As we were gearing up to declare victory and start turning down the several dozen legacy storage clusters someone mused that given some users were subject to litigation holds -- not allowed to delete any data -- that at least some of the leftover data on the old system might be subject to litigation hold, and we'd need to figure that out before we could delete it or incur legal risk. IIRC the leftover 'junk' data amounted to a few dozen petabytes spread across multiple clusters around the world, in different jurisdictions. We spent several months talking with the lawyers figuring that out. It was an interesting dance, because on the one hand we were quite confident that there was unlikely to be anything in the leftovers which was both meaningful and not migrated to the new platform, while on the other hand explaining that it wasn't practical to just "go and look" through a few dozen PB of data. I recall we ended up somewhere in between, coming up with ways to distinguish categories of data like caches and working data from various pipelines.

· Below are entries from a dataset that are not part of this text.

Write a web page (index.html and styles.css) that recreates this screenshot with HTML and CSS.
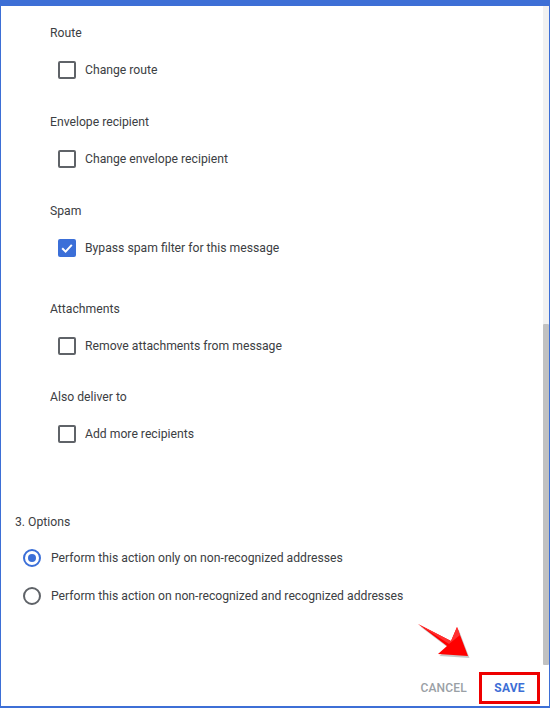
FILE: index.html
```html
<!DOCTYPE html>
<html>
<head>
<meta charset="utf-8">
<link rel="stylesheet" href="styles.css">
</head>
<body>
<div class="frame">
  <div class="content">
    <section class="group">
      <div class="heading">Route</div>
      <label class="row"><span class="box"></span><span>Change route</span></label>
    </section>
    <section class="group">
      <div class="heading">Envelope recipient</div>
      <label class="row"><span class="box"></span><span>Change envelope recipient</span></label>
    </section>
    <section class="group group-wide">
      <div class="heading">Spam</div>
      <label class="row"><span class="box checked"><svg viewBox="0 0 18 18" width="18" height="18"><path d="M4.2 9.3 L7.6 12.6 L13.8 5.9" fill="none" stroke="#fff" stroke-width="2"/></svg></span><span>Bypass spam filter for this message</span></label>
    </section>
    <section class="group group-last">
      <div class="heading">Attachments</div>
      <label class="row"><span class="box"></span><span>Remove attachments from message</span></label>
    </section>
    <section class="group">
      <div class="heading">Also deliver to</div>
      <label class="row"><span class="box"></span><span>Add more recipients</span></label>
    </section>

    <section class="options">
      <div class="options-title">3. Options</div>
      <label class="radio-row"><span class="radio on"></span><span>Perform this action only on non-recognized addresses</span></label>
      <label class="radio-row"><span class="radio"></span><span>Perform this action on non-recognized and recognized addresses</span></label>
    </section>

    <div class="footer">
      <button class="btn cancel">CANCEL</button>
      <button class="btn save">SAVE</button>
    </div>
  </div>
  <div class="scrollbar"><div class="track"></div><div class="thumb"></div></div>

  <svg class="arrow" viewBox="0 0 60 45" width="60" height="45">
    <polygon points="2,5 35,22 41,8 52,37 22,35 31,27" fill="#9a9a9a" opacity="0.55" transform="translate(1.5,2)"/>
    <polygon points="2,5 35,22 41,8 52,37 22,35 31,27" fill="#ff0000"/>
    <polygon points="2,5 35,22 41,8 44,16 33,25" fill="#ff3030"/>
  </svg>
</div>
</body>
</html>
```
FILE: styles.css
```css
* { box-sizing: border-box; }
html, body { margin: 0; padding: 0; }
body {
  width: 550px;
  height: 708px;
  font-family: Roboto, "Liberation Sans", Arial, sans-serif;
  font-size: 12.2px;
  color: #3c4043;
  background: #fff;
}
.frame {
  position: relative;
  width: 550px;
  height: 708px;
  border-top: 6px solid #3d6fd6;
  border-left: 1px solid #3d6fd6;
  border-right: 1px solid #3d6fd6;
  border-bottom: 2px solid #3d6fd6;
  display: flex;
  background: #fff;
}
.content {
  flex: 1;
  display: flex;
  flex-direction: column;
  padding: 17px 0 0 49px;
}
.group { margin-bottom: 32px; }
.group-wide { margin-bottom: 41px; }
.group-last { margin-bottom: 31px; }
.heading { line-height: 20px; height: 20px; }
.row {
  display: flex;
  align-items: center;
  height: 20px;
  margin-top: 17px;
  padding-left: 8px;
  gap: 9px;
}
.box {
  width: 18px;
  height: 18px;
  border: 2px solid #5f6368;
  border-radius: 2px;
  flex: none;
  display: flex;
}
.box.checked {
  background: #3b6fd8;
  border: none;
}
.options {
  margin-top: 36px;
  margin-left: -35px;
}
.options-title { line-height: 20px; height: 20px; }
.radio-row {
  display: flex;
  align-items: center;
  height: 38px;
  padding-left: 8px;
  gap: 10px;
}
.options-title + .radio-row { margin-top: 7px; }
.radio {
  width: 18px;
  height: 18px;
  border: 2px solid #5f6368;
  border-radius: 50%;
  flex: none;
  display: flex;
  align-items: center;
  justify-content: center;
}
.radio.on { border-color: #3b6fd8; }
.radio.on::after {
  content: "";
  width: 8px;
  height: 8px;
  border-radius: 50%;
  background: #3b6fd8;
}
.footer {
  margin-top: auto;
  margin-bottom: 2px;
  display: flex;
  justify-content: flex-end;
  align-items: center;
  gap: 12px;
  padding-right: 3px;
}
.btn {
  font-family: Roboto, "Liberation Sans", Arial, sans-serif;
  font-size: 12px;
  font-weight: 500;
  background: none;
  border: none;
  padding: 0;
  letter-spacing: 0.2px;
}
.cancel { color: #9aa0a6; }
.save {
  color: #3d6fd6;
  font-weight: 700;
  width: 61px;
  height: 32px;
  border: 3px solid #ee0000;
}
.scrollbar {
  width: 6px;
  display: flex;
  flex-direction: column;
}
.track { height: 318px; background: #f1f1f1; }
.thumb { height: 341px; background: #c1c1c1; border-radius: 1px; }
.arrow {
  position: absolute;
  left: 415px;
  top: 613px;
}
```
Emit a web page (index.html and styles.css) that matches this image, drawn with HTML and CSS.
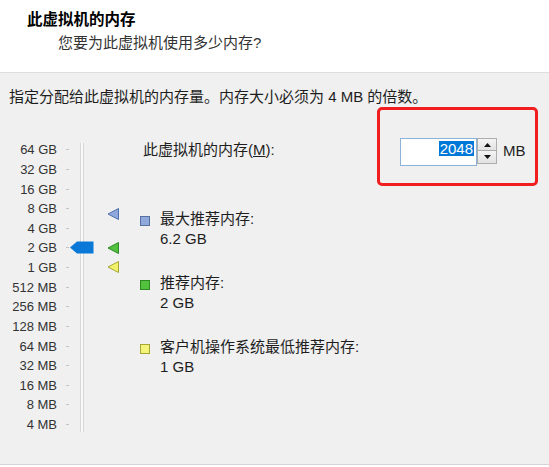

It added over six months to the project, but was quite an interesting problem to work through that hadn't occurred to any of us earlier on, as we were thinking entirely in technical terms about infrastructure migration.

1 comments

That does sound very interesting. Any insights on what would you do differently if you had to do it again? Any way to accelerate things now that you know the pain or do you think it's quite unavoidable and "legal Time"?
Doing it in parallel, which of course is only an option if you know about it. And templating that into a general approach and having legal folks sign off on that.